Quand je devais passer, seule, devant chez elle je courrais le plus vite possible comme si la pauvre femme allait me sauter dessus.
Un jour, ce qui devait arriva, je trébuchai juste devant sa fenêtre ; aussitôt la voilà qui sort de chez elle, je panique, je tremble de peur mais j'essaie de ne pas le montrer ; elle s'approche de moi et gentiment me sourit et me dit : viens entre, je vais te soigner tu as une belle écorchure
Je me voyais déjà changée en rat, lapin ou je ne sais quoi...

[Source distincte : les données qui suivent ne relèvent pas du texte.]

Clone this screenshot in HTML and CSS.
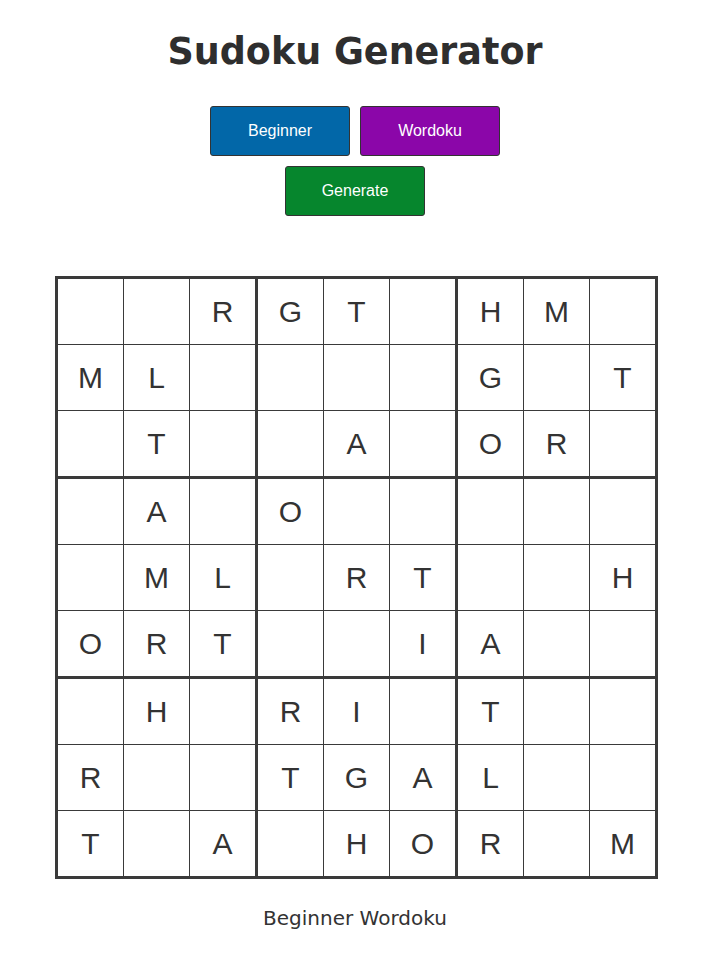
FILE: index.html
```html
<!DOCTYPE html>
<html>
<head>
<meta charset="utf-8">
<title>Sudoku Generator</title>
<link rel="stylesheet" href="styles.css">
</head>
<body>
<div class="page">
  <h1 class="title">Sudoku Generator</h1>
  <div class="controls">
    <div class="row">
      <button class="btn btn-blue">Beginner</button>
      <button class="btn btn-purple">Wordoku</button>
    </div>
    <div class="row">
      <button class="btn btn-green">Generate</button>
    </div>
  </div>
  <div class="board">
    <div class="box"><div class="cell"></div><div class="cell"></div><div class="cell">R</div><div class="cell">M</div><div class="cell">L</div><div class="cell"></div><div class="cell"></div><div class="cell">T</div><div class="cell"></div></div>
    <div class="box"><div class="cell">G</div><div class="cell">T</div><div class="cell"></div><div class="cell"></div><div class="cell"></div><div class="cell"></div><div class="cell"></div><div class="cell">A</div><div class="cell"></div></div>
    <div class="box"><div class="cell">H</div><div class="cell">M</div><div class="cell"></div><div class="cell">G</div><div class="cell"></div><div class="cell">T</div><div class="cell">O</div><div class="cell">R</div><div class="cell"></div></div>
    <div class="box"><div class="cell"></div><div class="cell">A</div><div class="cell"></div><div class="cell"></div><div class="cell">M</div><div class="cell">L</div><div class="cell">O</div><div class="cell">R</div><div class="cell">T</div></div>
    <div class="box"><div class="cell">O</div><div class="cell"></div><div class="cell"></div><div class="cell"></div><div class="cell">R</div><div class="cell">T</div><div class="cell"></div><div class="cell"></div><div class="cell">I</div></div>
    <div class="box"><div class="cell"></div><div class="cell"></div><div class="cell"></div><div class="cell"></div><div class="cell"></div><div class="cell">H</div><div class="cell">A</div><div class="cell"></div><div class="cell"></div></div>
    <div class="box"><div class="cell"></div><div class="cell">H</div><div class="cell"></div><div class="cell">R</div><div class="cell"></div><div class="cell"></div><div class="cell">T</div><div class="cell"></div><div class="cell">A</div></div>
    <div class="box"><div class="cell">R</div><div class="cell">I</div><div class="cell"></div><div class="cell">T</div><div class="cell">G</div><div class="cell">A</div><div class="cell"></div><div class="cell">H</div><div class="cell">O</div></div>
    <div class="box"><div class="cell">T</div><div class="cell"></div><div class="cell"></div><div class="cell">L</div><div class="cell"></div><div class="cell"></div><div class="cell">R</div><div class="cell"></div><div class="cell">M</div></div>
  </div>
  <p class="caption">Beginner Wordoku</p>
</div>
</body>
</html>
```
FILE: styles.css
```css
html, body {
  margin: 0;
  padding: 0;
  background: #ffffff;
}

.page {
  width: 713px;
  display: flex;
  flex-direction: column;
  align-items: center;
  font-family: "DejaVu Sans", Verdana, sans-serif;
  color: #333333;
}

.title {
  margin: 0 3px 0 0;
  padding-top: 29px;
  font-size: 36.5px;
  line-height: 46px;
  font-weight: bold;
  color: #2e2e2e;
}

.controls {
  margin: 31px 3px 0 0;
  display: flex;
  flex-direction: column;
  align-items: center;
  gap: 10px;
}

.row {
  display: flex;
  gap: 10px;
}

.btn {
  width: 140px;
  height: 50px;
  border: 1px solid #333333;
  border-radius: 3px;
  color: #ffffff;
  font-family: "Liberation Sans", Arial, sans-serif;
  font-size: 16px;
  padding: 0;
}

.btn-blue { background: #0267a8; }
.btn-purple { background: #8b06a9; }
.btn-green { background: #06862d; }

.board {
  margin-top: 60px;
  display: grid;
  grid-template-columns: repeat(3, 197px);
  gap: 3px;
  padding: 3px;
  background: #3a3a3a;
}

.box {
  display: grid;
  grid-template-columns: repeat(3, 65px);
  grid-auto-rows: 65px;
  gap: 1px;
  background: #3a3a3a;
}

.cell {
  background: #ffffff;
  display: flex;
  align-items: center;
  justify-content: center;
  font-family: "Liberation Sans", Arial, sans-serif;
  font-size: 30px;
  color: #333333;
}

.caption {
  margin: 27px 3px 0 0;
  font-size: 20px;
  line-height: 24px;
  color: #333333;
}
```
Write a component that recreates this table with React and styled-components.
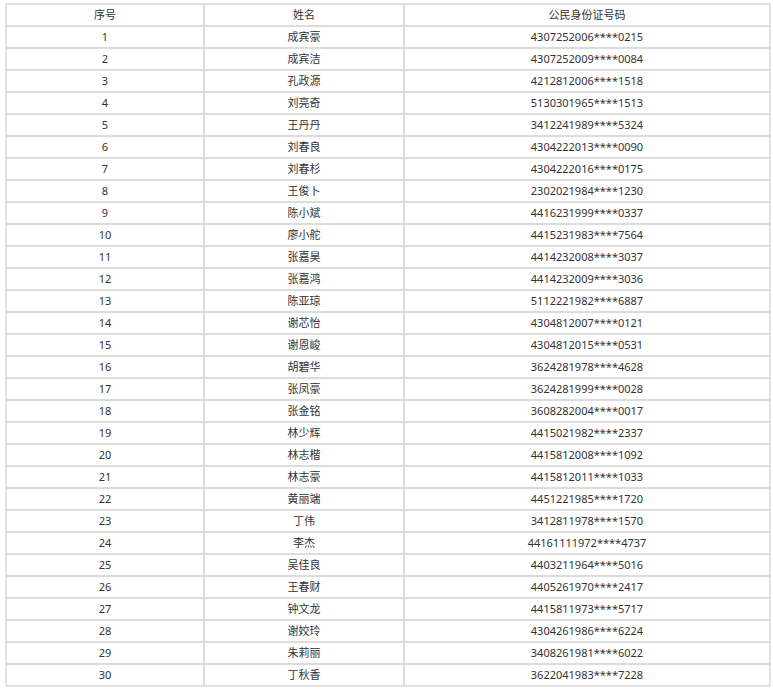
import React from "react";
import styled, { createGlobalStyle } from "styled-components";

const Global = createGlobalStyle`
  html, body { margin: 0; padding: 0; background: #fff; }
  body { font-family: "Noto Sans", "Noto Sans CJK SC", sans-serif; }
`;

const Wrap = styled.div`
  padding: 3px 2px 0 5px;
`;

const Table = styled.table`
  width: 766px;
  table-layout: fixed;
  border-collapse: separate;
  border-spacing: 0;
  border: 1px solid #e6e6e6;
  padding: 0;
  font-size: 11px;
  color: #333;
`;

const Cell = styled.td`
  border: 1px solid #dcdcdc;
  height: 20px;
  padding: 0;
  text-align: center;
  vertical-align: middle;
  line-height: 20px;
  white-space: nowrap;
`;

const Head = styled(Cell).attrs({ as: "th" })`
  font-weight: normal;
`;

const rows = [
  ["成宾豪", "4307252006****0215"],
  ["成宾洁", "4307252009****0084"],
  ["孔政源", "4212812006****1518"],
  ["刘亮奇", "5130301965****1513"],
  ["王丹丹", "3412241989****5324"],
  ["刘春良", "4304222013****0090"],
  ["刘春杉", "4304222016****0175"],
  ["王俊卜", "2302021984****1230"],
  ["陈小斌", "4416231999****0337"],
  ["廖小舵", "4415231983****7564"],
  ["张嘉昊", "4414232008****3037"],
  ["张嘉鸿", "4414232009****3036"],
  ["陈亚琼", "5112221982****6887"],
  ["谢芯怡", "4304812007****0121"],
  ["谢恩峻", "4304812015****0531"],
  ["胡碧华", "3624281978****4628"],
  ["张凤豪", "3624281999****0028"],
  ["张金铭", "3608282004****0017"],
  ["林少辉", "4415021982****2337"],
  ["林志楷", "4415812008****1092"],
  ["林志豪", "4415812011****1033"],
  ["黄丽端", "4451221985****1720"],
  ["丁伟", "3412811978****1570"],
  ["李杰", "44161111972****4737"],
  ["吴佳良", "4403211964****5016"],
  ["王春财", "4405261970****2417"],
  ["钟文龙", "4415811973****5717"],
  ["谢姣玲", "4304261986****6224"],
  ["朱莉丽", "3408261981****6022"],
  ["丁秋香", "3622041983****7228"],
];

export default function App() {
  return (
    <Wrap>
      <Global />
      <Table>
        <colgroup>
          <col style={{ width: 198 }} />
          <col style={{ width: 200 }} />
          <col />
        </colgroup>
        <thead>
          <tr>
            <Head>序号</Head>
            <Head>姓名</Head>
            <Head>公民身份证号码</Head>
          </tr>
        </thead>
        <tbody>
          {rows.map(([name, id], i) => (
            <tr key={i}>
              <Cell>{i + 1}</Cell>
              <Cell>{name}</Cell>
              <Cell>{id}</Cell>
            </tr>
          ))}
        </tbody>
      </Table>
    </Wrap>
  );
}
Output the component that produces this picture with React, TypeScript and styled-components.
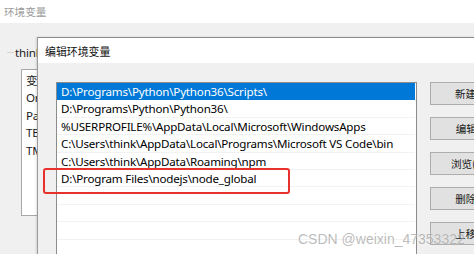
import React from 'react'
import styled, { createGlobalStyle } from 'styled-components'

const GlobalStyle = createGlobalStyle`
  html, body {
    margin: 0;
    padding: 0;
    width: 474px;
    height: 254px;
    overflow: hidden;
    background: #ffffff;
  }
  body {
    font-family: "Noto Sans", "Noto Sans CJK SC", sans-serif;
    font-size: 11.6px;
    letter-spacing: -0.2px;
    color: #000000;
  }
`

const Desktop = styled.div`
  position: relative;
  width: 474px;
  height: 254px;
  overflow: hidden;
`

// back window: 环境变量
const BackWindow = styled.div`
  display: flex;
  flex-direction: column;
  height: 100%;
`

const BackTitle = styled.div`
  height: 23px;
  flex: none;
  display: flex;
  align-items: center;
  padding-left: 4px;
  background: #ffffff;
  color: #9b9b9b;
  font-family: "Noto Sans CJK SC", sans-serif;
  font-size: 10.6px;
  letter-spacing: 0;
`

const BackBody = styled.div`
  flex: 1;
  background: #f0f0f0;
  padding: 21px 0 0 7px;
`

const GroupLegend = styled.div`
  display: flex;
  align-items: center;
  height: 16px;
  &::before {
    content: '';
    width: 7px;
    height: 1px;
    background: #d5d5d5;
    margin-right: 1px;
  }
`

const GroupLabel = styled.span`
  color: #1a1a1a;
  white-space: nowrap;
`

const BackList = styled.div`
  margin: 9px 0 0 14px;
  width: 200px;
  height: 147px;
  background: #ffffff;
  border: 1px solid #a8a8a8;
  padding-top: 2px;
  box-sizing: border-box;
`

const BackRow = styled.div`
  height: 17.4px;
  line-height: 17.4px;
  padding-left: 4px;
  color: #1a1a1a;
  white-space: nowrap;
`

// front dialog: 编辑环境变量
const Dialog = styled.div`
  position: absolute;
  left: 37px;
  top: 37px;
  width: 520px;
  height: 260px;
  display: flex;
  flex-direction: column;
  border-top: 1px solid #8a8a8a;
  border-left: 1px solid #9a9a9a;
  box-shadow: -1px 0 2px rgba(0, 0, 0, 0.12);
`

const DialogTitle = styled.div`
  height: 25px;
  flex: none;
  display: flex;
  align-items: center;
  padding-left: 7px;
  background: #ffffff;
  font-family: "Noto Sans CJK SC", sans-serif;
  font-size: 10.9px;
  letter-spacing: 0;
  color: #111111;
`

const DialogBody = styled.div`
  flex: 1;
  display: flex;
  gap: 13px;
  align-items: flex-start;
  padding: 19px 0 0 18px;
  background: #f0f0f0;
`

const ListBox = styled.div`
  position: relative;
  width: 361px;
  height: 200px;
  flex: none;
  box-sizing: border-box;
  background: #ffffff;
  border: 1px solid #8c8c8c;
  border-bottom: none;
  padding-right: 1px;
`

const Row = styled.div<{ $selected?: boolean }>`
  height: 17.4px;
  line-height: 17.4px;
  padding-left: 4px;
  white-space: nowrap;
  box-sizing: border-box;
  border-bottom: 1px solid ${({ $selected }) => ($selected ? '#0078d7' : '#f2f2f2')};
  background: ${({ $selected }) => ($selected ? '#0078d7' : 'transparent')};
  color: ${({ $selected }) => ($selected ? '#ffffff' : '#000000')};
`

const Highlight = styled.div`
  position: absolute;
  left: -14px;
  top: 85px;
  width: 247px;
  height: 26px;
  box-sizing: border-box;
  border: 2px solid #e8302c;
  border-radius: 3px;
`

const ButtonColumn = styled.div`
  display: flex;
  flex-direction: column;
  gap: 12px;
`

const Button = styled.div`
  width: 86px;
  height: 23px;
  box-sizing: border-box;
  display: flex;
  align-items: center;
  justify-content: center;
  background: #e1e1e1;
  border: 1px solid #adadad;
  font-family: "Noto Sans CJK SC", sans-serif;
  font-size: 10.6px;
  letter-spacing: 0;
  color: #1a1a1a;
  white-space: nowrap;
`

const Watermark = styled.div`
  position: absolute;
  left: 298px;
  top: 231px;
  font-family: "Liberation Sans", Arial, sans-serif;
  font-size: 14px;
  letter-spacing: 0;
  color: rgba(120, 120, 120, 0.5);
  text-shadow: 0 0 1px rgba(255, 255, 255, 0.7);
  white-space: nowrap;
`

const backRows = ['变量', 'OneDrive', 'Path', 'TEMP', 'TMP']

const paths = [
  'D:\\Programs\\Python\\Python36\\Scripts\\',
  'D:\\Programs\\Python\\Python36\\',
  '%USERPROFILE%\\AppData\\Local\\Microsoft\\WindowsApps',
  'C:\\Users\\think\\AppData\\Local\\Programs\\Microsoft VS Code\\bin',
  'C:\\Users\\think\\AppData\\Roaming\\npm',
  'D:\\Program Files\\nodejs\\node_global',
  '',
  '',
  '',
  '',
]

const buttons = ['新建(N)', '编辑(E)', '浏览(B)...', '删除(D)', '上移(U)']

export default function App() {
  return (
    <>
      <GlobalStyle />
      <Desktop>
        <BackWindow>
          <BackTitle>环境变量</BackTitle>
          <BackBody>
            <GroupLegend>
              <GroupLabel>think 的用户变量(U)</GroupLabel>
            </GroupLegend>
            <BackList>
              {backRows.map((r) => (
                <BackRow key={r}>{r}</BackRow>
              ))}
            </BackList>
          </BackBody>
        </BackWindow>

        <Dialog>
          <DialogTitle>编辑环境变量</DialogTitle>
          <DialogBody>
            <ListBox>
              {paths.map((p, i) => (
                <Row key={i} $selected={i === 0}>
                  {p}
                </Row>
              ))}
              <Highlight />
            </ListBox>
            <ButtonColumn>
              {buttons.map((b) => (
                <Button key={b}>{b}</Button>
              ))}
            </ButtonColumn>
          </DialogBody>
        </Dialog>

        <Watermark>CSDN @weixin_47353322</Watermark>
      </Desktop>
    </>
  )
}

Elle me prend par la main et me fait entrer dans sa maison, et là : pas de hiboux, pas de rats, pas de serpents, pas d'araignées et surtout pas de chaudron.
La pièce est bien éclairée, très propre, elle me fait asseoir et m'offre un petit gâteau, sort des pansements et avec délicatesse soigne mon écorchure.
- Comment t'appelles tu ?
- Claude.
- Moi, c'est Louise pourquoi courrais tu si vite ?
- Je devais faire une course pour ma maman.
Louise me sourit et me tend à nouveau un petit gâteau après m'avoir soignée et mis un pansement.
Je la remercie bien gentiment et lui dit au revoir.
- Tu sais, tu peux revenir me voir quand tu veux.